(Extracted data entries)
********
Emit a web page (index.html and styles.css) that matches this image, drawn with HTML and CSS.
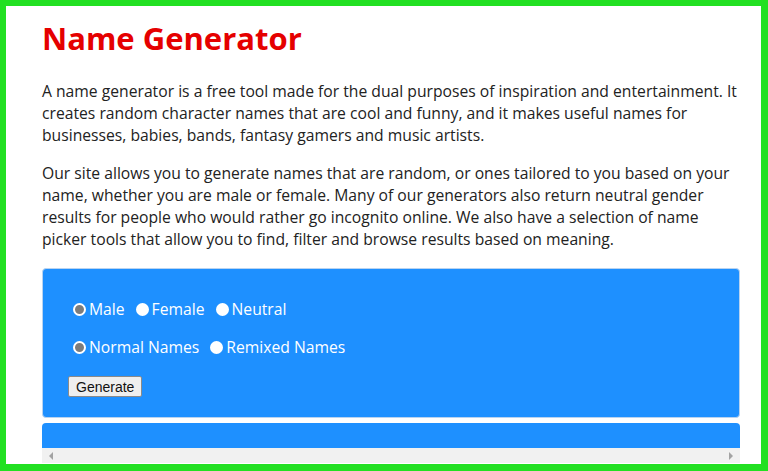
FILE: index.html
```html
<!DOCTYPE html>
<html lang="en">
<head>
	<meta charset="UTF-8">
	<title>Name Generator</title>
	<link rel="stylesheet" href="styles.css">
</head>
<body>
	<div id="frame">
		<h1>Name Generator</h1>
		<p>A name generator is a free tool made for the dual purposes of inspiration and entertainment. It creates random character names that are cool and funny, and it makes useful names for businesses, babies, bands, fantasy gamers and music artists.</p>
		<p>Our site allows you to generate names that are random, or ones tailored to you based on your name, whether you are male or female. Many of our generators also return neutral gender results for people who would rather go incognito online. We also have a selection of name picker tools that allow you to find, filter and browse results based on meaning.</p>
		<form class="gen">
			<div class="row">
				<label><input type="radio" name="gender" checked>Male</label>
				<label><input type="radio" name="gender">Female</label>
				<label><input type="radio" name="gender">Neutral</label>
			</div>
			<div class="row">
				<label><input type="radio" name="kind" checked>Normal Names</label>
				<label><input type="radio" name="kind">Remixed Names</label>
			</div>
			<input type="button" value="Generate" class="btn">
		</form>
		<div class="result">
			<div class="result-in"></div>
			<div class="scroll">
				<span class="arr arr-l"></span>
				<span class="arr arr-r"></span>
			</div>
		</div>
	</div>
</body>
</html>
```

FILE: styles.css
```css
*{margin:0px;padding:0px;box-sizing:border-box;}
body{
	background: #fff;
	font-family: "Open Sans", "Noto Sans", sans-serif;
}
#frame{
	width: 768px;
	height: 471px;
	border-style: solid;
	border-color: #22e022;
	border-width: 6px 7px 7px 6px;
	padding: 12px 21px 0 36px;
	overflow: hidden;
}
h1{
	color: #e50000;
	font-size: 31px;
	font-weight: bold;
	line-height: 40px;
}
p{
	color: #222;
	font-size: 15.7px;
	line-height: 22px;
	margin: 0 0 16px;
}
h1 + p{
	margin-top: 22px;
}
.gen{
	margin-top: 18px;
	height: 150px;
	background: #1e90ff;
	border: 1px solid #b9d3f0;
	border-radius: 4px;
	padding: 29px 25px 0;
	color: #fff;
}
.gen .row{
	font-size: 15.7px;
	line-height: 22px;
	margin-bottom: 16px;
	display: flex;
	align-items: center;
}
.gen label{
	display: flex;
	align-items: center;
	margin-right: 6px;
}
.gen input[type=radio]{
	-webkit-appearance: none;
	appearance: none;
	width: 13px;
	height: 13px;
	margin: 0 3px 0 5px;
	border-radius: 50%;
	background: #fff;
	border: 2px solid #fff;
}
.gen input[type=radio]:checked{
	background: #7c7c7c;
}
.btn{
	margin-top: 2px;
	font-family: "Liberation Sans", Arial, sans-serif;
	font-size: 14px;
	color: #111;
	background: #efefef;
	border: 1px solid #8a8a8a;
	border-radius: 2px;
	padding: 1px 7px;
	height: 21px;
}
.result{
	margin-top: 5px;
}
.result-in{
	height: 25px;
	background: #1e90ff;
	border-radius: 4px 4px 0 0;
}
.scroll{
	height: 15px;
	background: #f1f1f1;
	display: flex;
	justify-content: space-between;
	align-items: center;
	padding: 0 7px;
}
.arr{
	width: 0;
	height: 0;
	border-top: 4px solid transparent;
	border-bottom: 4px solid transparent;
}
.arr-l{
	border-right: 4px solid #a3a3a3;
}
.arr-r{
	border-left: 4px solid #a3a3a3;
}
```
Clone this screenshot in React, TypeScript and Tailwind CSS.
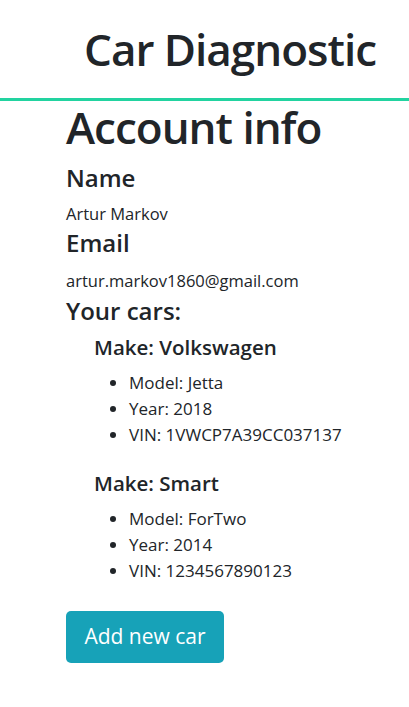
import React from "react";

const cars = [
  { make: "Volkswagen", model: "Jetta", year: 2018, vin: "1VWCP7A39CC037137" },
  { make: "Smart", model: "ForTwo", year: 2014, vin: "1234567890123" },
];

const App = () => {
  return (
    <div className="min-h-screen bg-white text-[#212529] font-['Open_Sans',sans-serif]">
      <header className="h-[101px] border-b-[3px] border-[#22d3a0] flex items-center pl-[84px]">
        <h1 className="text-[44px] font-semibold leading-none tracking-[-1px]">
          Car Diagnostic
        </h1>
      </header>
      <main className="pl-[66px] pr-4">
        <h1 className="text-[44px] font-semibold leading-[58px] -mt-[3px] mb-[7px] tracking-[-1px]">
          Account info
        </h1>
        <h4 className="text-[24px] font-semibold leading-[30px]">Name</h4>
        <p className="text-[16.5px] leading-[27px] mt-[7px]">Artur Markov</p>
        <h4 className="text-[24px] font-semibold leading-[32px]">Email</h4>
        <p className="text-[16.5px] leading-[26px] mt-[9px]">
          artur.markov1860@gmail.com
        </p>
        <h4 className="text-[24px] font-semibold leading-[34px]">
          Your cars:
        </h4>
        <div className="pl-[28px]">
          {cars.map((car) => (
            <div key={car.vin} className="mt-[4px] mb-[20px]">
              <h5 className="text-[20.5px] font-semibold leading-[30px]">
                Make: {car.make}
              </h5>
              <ul className="list-disc pl-[35px] mt-[8px] text-[17px] leading-[26px]">
                <li>Model: {car.model}</li>
                <li>Year: {car.year}</li>
                <li>VIN: {car.vin}</li>
              </ul>
            </div>
          ))}
        </div>
        <button className="mt-[7px] h-[52px] w-[158px] rounded-[5px] bg-[#17a2b8] text-white text-[21px]">
          Add new car
        </button>
      </main>
    </div>
  );
};

export default App;
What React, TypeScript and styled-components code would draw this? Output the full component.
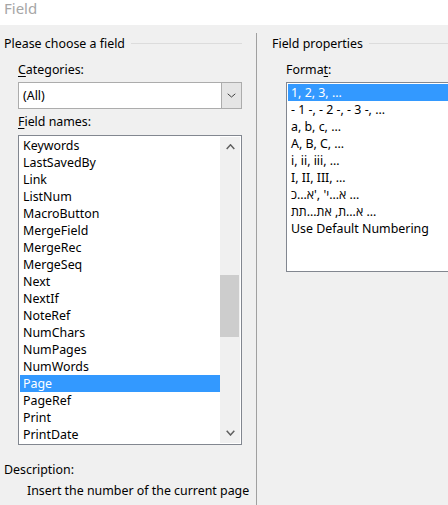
import React from "react";
import styled, { createGlobalStyle } from "styled-components";

const GlobalStyle = createGlobalStyle`
  html, body { margin: 0; padding: 0; }
  body {
    background: #f0f0f0;
    font-family: "Noto Sans", "Open Sans", sans-serif;
    font-size: 12.4px;
    color: #000;
    overflow: hidden;
  }
`;

const Window = styled.div`
  width: 448px;
  height: 505px;
  display: flex;
  flex-direction: column;
  overflow: hidden;
`;

const TitleBar = styled.div`
  height: 25px;
  background: #ffffff;
  color: #a6a6a6;
  font-size: 15px;
  line-height: 16px;
  padding-left: 4px;
  box-sizing: border-box;
`;

const Body = styled.div`
  flex: 1;
  display: flex;
  padding-top: 8px;
  min-height: 0;
`;

const LeftPane = styled.div`
  width: 238px;
  margin-left: 4px;
  padding-top: 3px;
  display: flex;
  flex-direction: column;
`;

const Separator = styled.div`
  width: 1px;
  background: #a0a0a0;
  margin-left: 14px;
`;

const RightPane = styled.div`
  margin-left: 15px;
  padding-top: 3px;
  flex: 1;
  display: flex;
  flex-direction: column;
  min-width: 0;
`;

const GroupHeader = styled.div`
  display: flex;
  align-items: center;
  line-height: 16px;
  height: 16px;
  white-space: nowrap;
`;

const Rule = styled.div`
  flex: 1;
  height: 1px;
  background: #dcdcdc;
  margin-left: 6px;
  margin-top: -1px;
`;

const Indented = styled.div<{ $indent: number }>`
  margin-left: ${(p) => p.$indent}px;
  display: flex;
  flex-direction: column;
`;

const Label = styled.div<{ $top: number; $bottom: number }>`
  line-height: 16px;
  height: 16px;
  margin-top: ${(p) => p.$top}px;
  margin-bottom: ${(p) => p.$bottom}px;
  white-space: nowrap;
  u { text-decoration-thickness: 1px; text-underline-offset: 2px; }
`;

const Combo = styled.div`
  display: flex;
  height: 27px;
  width: 224px;
  box-sizing: border-box;
`;

const ComboText = styled.div`
  flex: 1;
  background: #fff;
  border: 1px solid #acacac;
  border-right: none;
  line-height: 25px;
  padding-left: 4px;
`;

const ComboButton = styled.div`
  width: 21px;
  background: #e5e5e5;
  border: 1px solid #acacac;
  display: flex;
  align-items: center;
  justify-content: center;
  box-sizing: border-box;
`;

const ListBox = styled.div<{ $width: number; $height: number }>`
  width: ${(p) => p.$width}px;
  height: ${(p) => p.$height}px;
  box-sizing: border-box;
  border: 1px solid #828790;
  background: #fff;
  display: flex;
  flex-shrink: 0;
`;

const Items = styled.div`
  flex: 1;
  padding: 1px 0 1px 1px;
  overflow: hidden;
`;

const Item = styled.div<{ $selected?: boolean }>`
  height: 17px;
  line-height: 17px;
  padding-left: 3px;
  white-space: nowrap;
  background: ${(p) => (p.$selected ? "#3399ff" : "transparent")};
  color: ${(p) => (p.$selected ? "#fff" : "#000")};
`;

const RtlItem = styled.span`
  unicode-bidi: bidi-override;
  direction: ltr;
`;

const ScrollBar = styled.div`
  width: 20px;
  margin: 1px 1px 1px 0;
  background: #f0f0f0;
  display: flex;
  flex-direction: column;
`;

const ScrollButton = styled.div`
  height: 20px;
  display: flex;
  align-items: center;
  justify-content: center;
`;

const Track = styled.div<{ $offset: number }>`
  flex: 1;
  padding-top: ${(p) => p.$offset}px;
`;

const Thumb = styled.div<{ $size: number }>`
  height: ${(p) => p.$size}px;
  width: 19px;
  background: #cdcdcd;
`;

const Description = styled.div`
  margin-top: 17px;
  line-height: 16px;
`;

const DescriptionText = styled.div`
  margin-top: 5px;
  padding-left: 23px;
  line-height: 16px;
  white-space: nowrap;
`;

const Chevron = ({ up, w = 9, h = 5, color = "#606060", sw = 1.5 }: { up?: boolean; w?: number; h?: number; color?: string; sw?: number }) => (
  <svg width={w} height={h + 1} viewBox={`0 0 ${w} ${h + 1}`} fill="none">
    <polyline
      points={up ? `0.7,${h} ${w / 2},0.8 ${w - 0.7},${h}` : `0.7,0.8 ${w / 2},${h} ${w - 0.7},0.8`}
      stroke={color}
      strokeWidth={sw}
    />
  </svg>
);

const fieldNames = [
  "Keywords",
  "LastSavedBy",
  "Link",
  "ListNum",
  "MacroButton",
  "MergeField",
  "MergeRec",
  "MergeSeq",
  "Next",
  "NextIf",
  "NoteRef",
  "NumChars",
  "NumPages",
  "NumWords",
  "Page",
  "PageRef",
  "Print",
  "PrintDate",
];

const formats = [
  { text: "1, 2, 3, …" },
  { text: "- 1 -, - 2 -, - 3 -, …" },
  { text: "a, b, c, …" },
  { text: "A, B, C, …" },
  { text: "i, ii, iii, …" },
  { text: "I, II, III, …" },
  { text: "כ…א', 'י…א …", rtl: true },
  { text: "תת…תא ,ת…א …", rtl: true },
  { text: "Use Default Numbering" },
];

export default function App() {
  return (
    <>
      <GlobalStyle />
      <Window>
        <TitleBar>Field</TitleBar>
        <Body>
          <LeftPane>
            <GroupHeader>
              Please choose a field
              <Rule />
            </GroupHeader>
            <Indented $indent={14}>
              <Label $top={10} $bottom={4}>
                <u>C</u>ategories:
              </Label>
              <Combo>
                <ComboText>(All)</ComboText>
                <ComboButton>
                  <Chevron w={9} h={4} color="#404040" sw={1} />
                </ComboButton>
              </Combo>
              <Label $top={5} $bottom={5}>
                <u>F</u>ield names:
              </Label>
              <ListBox $width={224} $height={310}>
                <Items>
                  {fieldNames.map((n) => (
                    <Item key={n} $selected={n === "Page"}>
                      {n}
                    </Item>
                  ))}
                </Items>
                <ScrollBar>
                  <ScrollButton>
                    <Chevron up />
                  </ScrollButton>
                  <Track $offset={118}>
                    <Thumb $size={62} />
                  </Track>
                  <ScrollButton>
                    <Chevron />
                  </ScrollButton>
                </ScrollBar>
              </ListBox>
            </Indented>
            <Description>Description:</Description>
            <DescriptionText>Insert the number of the current page</DescriptionText>
          </LeftPane>
          <Separator />
          <RightPane>
            <GroupHeader>
              Field properties
              <Rule />
            </GroupHeader>
            <Indented $indent={14}>
              <Label $top={10} $bottom={4}>
                Forma<u>t</u>:
              </Label>
              <ListBox $width={200} $height={190}>
                <Items>
                  {formats.map((f, i) => (
                    <Item key={i} $selected={i === 0}>
                      {f.rtl ? <RtlItem>{f.text}</RtlItem> : f.text}
                    </Item>
                  ))}
                </Items>
              </ListBox>
            </Indented>
          </RightPane>
        </Body>
      </Window>
    </>
  );
}
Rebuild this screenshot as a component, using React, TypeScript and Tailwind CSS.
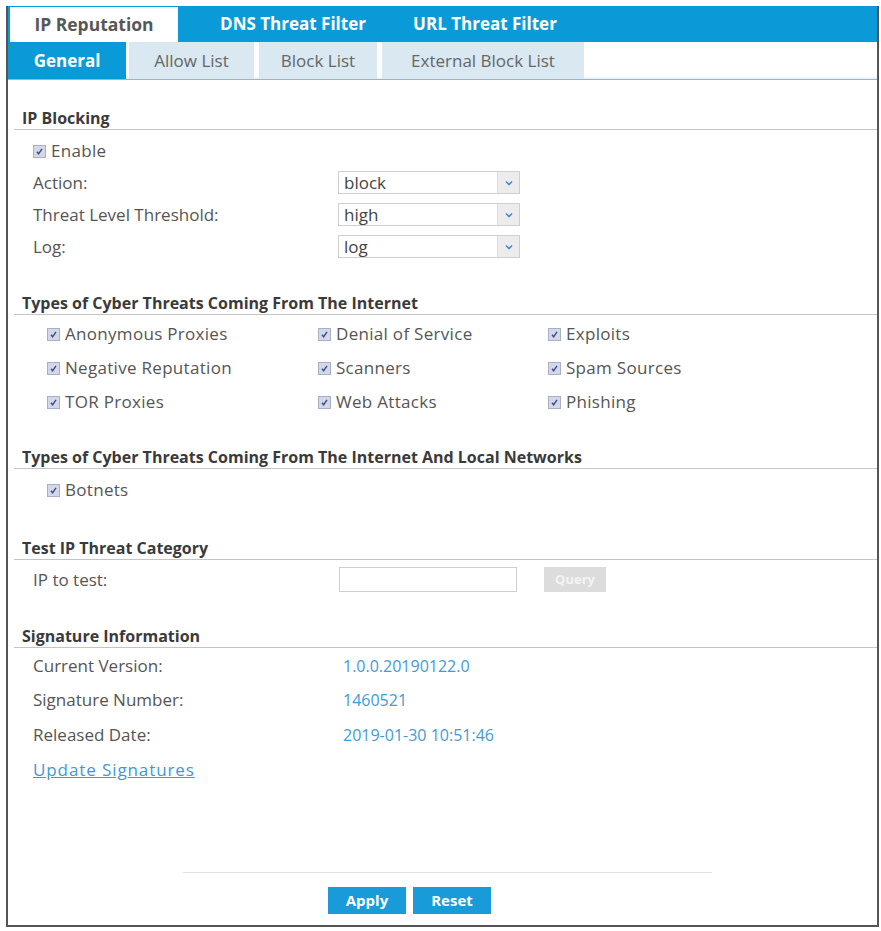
const font = { fontFamily: '"Open Sans", "Liberation Sans", sans-serif' };

const threats = [
  "Anonymous Proxies",
  "Denial of Service",
  "Exploits",
  "Negative Reputation",
  "Scanners",
  "Spam Sources",
  "TOR Proxies",
  "Web Attacks",
  "Phishing",
];

function Check({ label }: { label: string }) {
  return (
    <label className="flex h-[22px] items-center gap-[5px] text-[17px] tracking-[0.3px] text-[#555]">
      <span className="flex h-[13px] w-[13px] items-center justify-center border border-[#a8b0c6] bg-[#d3d8e8]">
        <svg width="9" height="9" viewBox="0 0 9 9">
          <path d="M2 4.8 L3.6 6.8 L7 1.8" fill="none" stroke="#3b4a86" strokeWidth="1.4" />
        </svg>
      </span>
      {label}
    </label>
  );
}

function Select({ value }: { value: string }) {
  return (
    <div className="flex h-[23px] w-[182px] border border-[#cfcfcf] bg-white">
      <div className="flex flex-1 items-center pl-[5px] text-[17px] text-[#444]">{value}</div>
      <div className="flex w-[22px] items-center justify-center border-l border-[#dedede] bg-[#ececec]">
        <svg width="8" height="6" viewBox="0 0 8 6">
          <path d="M1 1.5 L4 4.5 L7 1.5" fill="none" stroke="#3c8fd0" strokeWidth="1.6" />
        </svg>
      </div>
    </div>
  );
}

function Heading({ title, top }: { title: string; top: string }) {
  return (
    <div className={`${top} ml-[6px] flex h-[20px] items-end border-b border-[#c4c4c4] pb-[1px] pl-[8px] text-[16px] font-bold leading-[19px] text-[#3a3a3a]`}>
      {title}
    </div>
  );
}

function InfoRow({ label, value, top }: { label: string; value: string; top: string }) {
  return (
    <div className={`${top} flex h-[22px] items-center pl-[25px] text-[17px]`}>
      <span className="w-[310px] text-[#555]">{label}</span>
      <span className="text-[16px] text-[#3f9bd6]">{value}</span>
    </div>
  );
}

export default function App() {
  return (
    <div className="h-[931px] w-[881px] overflow-hidden bg-white pt-[6px]" style={font}>
      <div className="ml-[6px] flex h-[921px] w-[873px] flex-col border-x-2 border-b-2 border-[#555]">
        {/* top tabs */}
        <div className="flex h-[36px] bg-[#0b9ad8]">
          <div className="ml-[2px] mt-[1px] flex w-[168px] items-center justify-center bg-white text-[17.5px] font-bold text-[#575757]">
            IP Reputation
          </div>
          <div className="flex w-[230px] items-center justify-center text-[17px] font-bold text-white">
            DNS Threat Filter
          </div>
          <div className="flex w-[154px] items-center justify-center text-[17px] font-bold text-white">
            URL Threat Filter
          </div>
        </div>

        {/* sub tabs */}
        <div className="flex h-[38px] border-b border-[#9fb3c2] shadow-[inset_0_-3px_3px_-2px_#d7ecf7]">
          <div className="flex w-[118px] items-center justify-center bg-[#0b9ad8] text-[17px] font-bold text-white">
            General
          </div>
          <div className="ml-[3px] flex w-[125px] items-center justify-center bg-[#dae8f2] text-[17px] text-[#666]">
            Allow List
          </div>
          <div className="ml-[5px] flex w-[118px] items-center justify-center bg-[#dae8f2] text-[17px] text-[#666]">
            Block List
          </div>
          <div className="ml-[5px] flex w-[202px] items-center justify-center bg-[#dae8f2] text-[17px] text-[#666]">
            External Block List
          </div>
        </div>

        <Heading title="IP Blocking" top="mt-[30px]" />
        <div className="mt-[10px] pl-[25px]">
          <Check label="Enable" />
        </div>
        {[
          ["Action:", "block"],
          ["Threat Level Threshold:", "high"],
          ["Log:", "log"],
        ].map(([label, value]) => (
          <div key={label} className="mt-[9px] flex h-[23px] items-center pl-[25px] text-[17px] text-[#555]">
            <span className="w-[305px]">{label}</span>
            <Select value={value} />
          </div>
        ))}

        <Heading title="Types of Cyber Threats Coming From The Internet" top="mt-[37px]" />
        <div className="mt-[8px] grid grid-cols-[271px_230px_200px] gap-y-[12px] pl-[39px]">
          {threats.map((t) => (
            <Check key={t} label={t} />
          ))}
        </div>

        <Heading title="Types of Cyber Threats Coming From The Internet And Local Networks" top="mt-[36px]" />
        <div className="mt-[10px] pl-[39px]">
          <Check label="Botnets" />
        </div>

        <Heading title="Test IP Threat Category" top="mt-[39px]" />
        <div className="mt-[7px] flex h-[25px] items-center pl-[25px] text-[17px] text-[#555]">
          <span className="w-[306px]">IP to test:</span>
          <div className="h-[25px] w-[178px] border border-[#cfcfcf] bg-white" />
          <div className="ml-[27px] flex h-[25px] w-[62px] items-center justify-center bg-[#dcdcdc] text-[13px] font-bold text-[#f4f4f4]">
            Query
          </div>
        </div>

        <Heading title="Signature Information" top="mt-[36px]" />
        <InfoRow label="Current Version:" value="1.0.0.20190122.0" top="mt-[7px]" />
        <InfoRow label="Signature Number:" value="1460521" top="mt-[12px]" />
        <InfoRow label="Released Date:" value="2019-01-30 10:51:46" top="mt-[13px]" />
        <div className="mt-[13px] flex h-[22px] items-center pl-[25px]">
          <a className="text-[17px] tracking-[0.9px] text-[#3a9ad6] underline">Update Signatures</a>
        </div>

        <div className="ml-[175px] mt-[91px] h-px w-[529px] bg-[#e2e2e2]" />
        <div className="mt-[14px] flex gap-[7px] pl-[320px]">
          <button className="h-[27px] w-[78px] bg-[#189bd8] text-[15px] font-bold text-white">Apply</button>
          <button className="h-[27px] w-[78px] bg-[#189bd8] text-[15px] font-bold text-white">Reset</button>
        </div>
      </div>
    </div>
  );
}
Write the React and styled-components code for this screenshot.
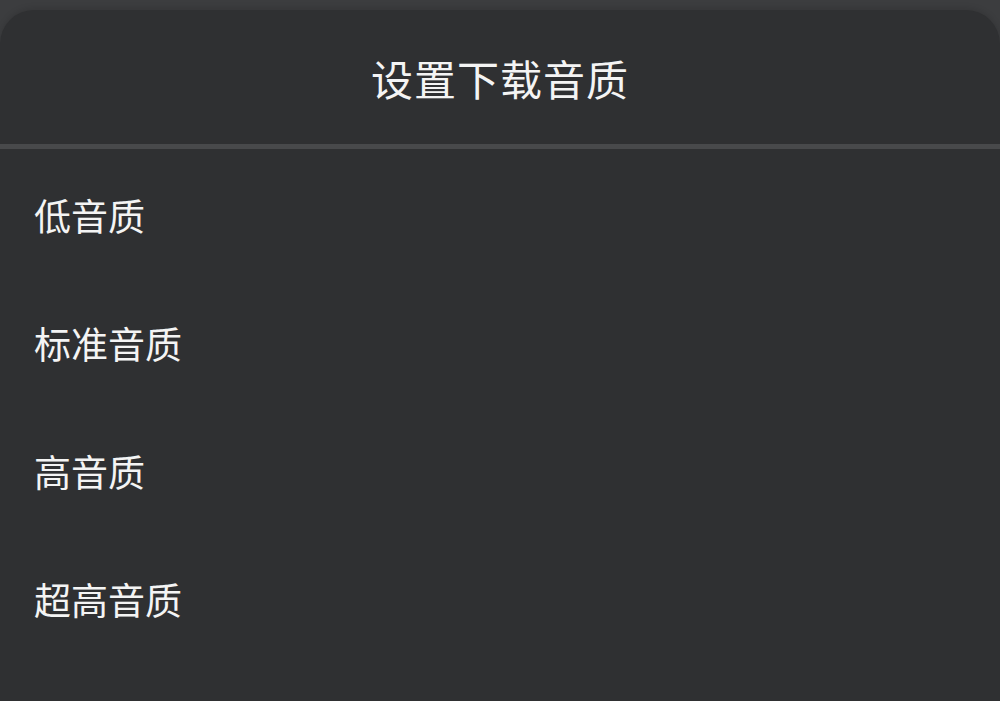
********
_Problem to solve_
Your answer should be a single number: the count of lines in the data that include the word "index".

_Correct output_
2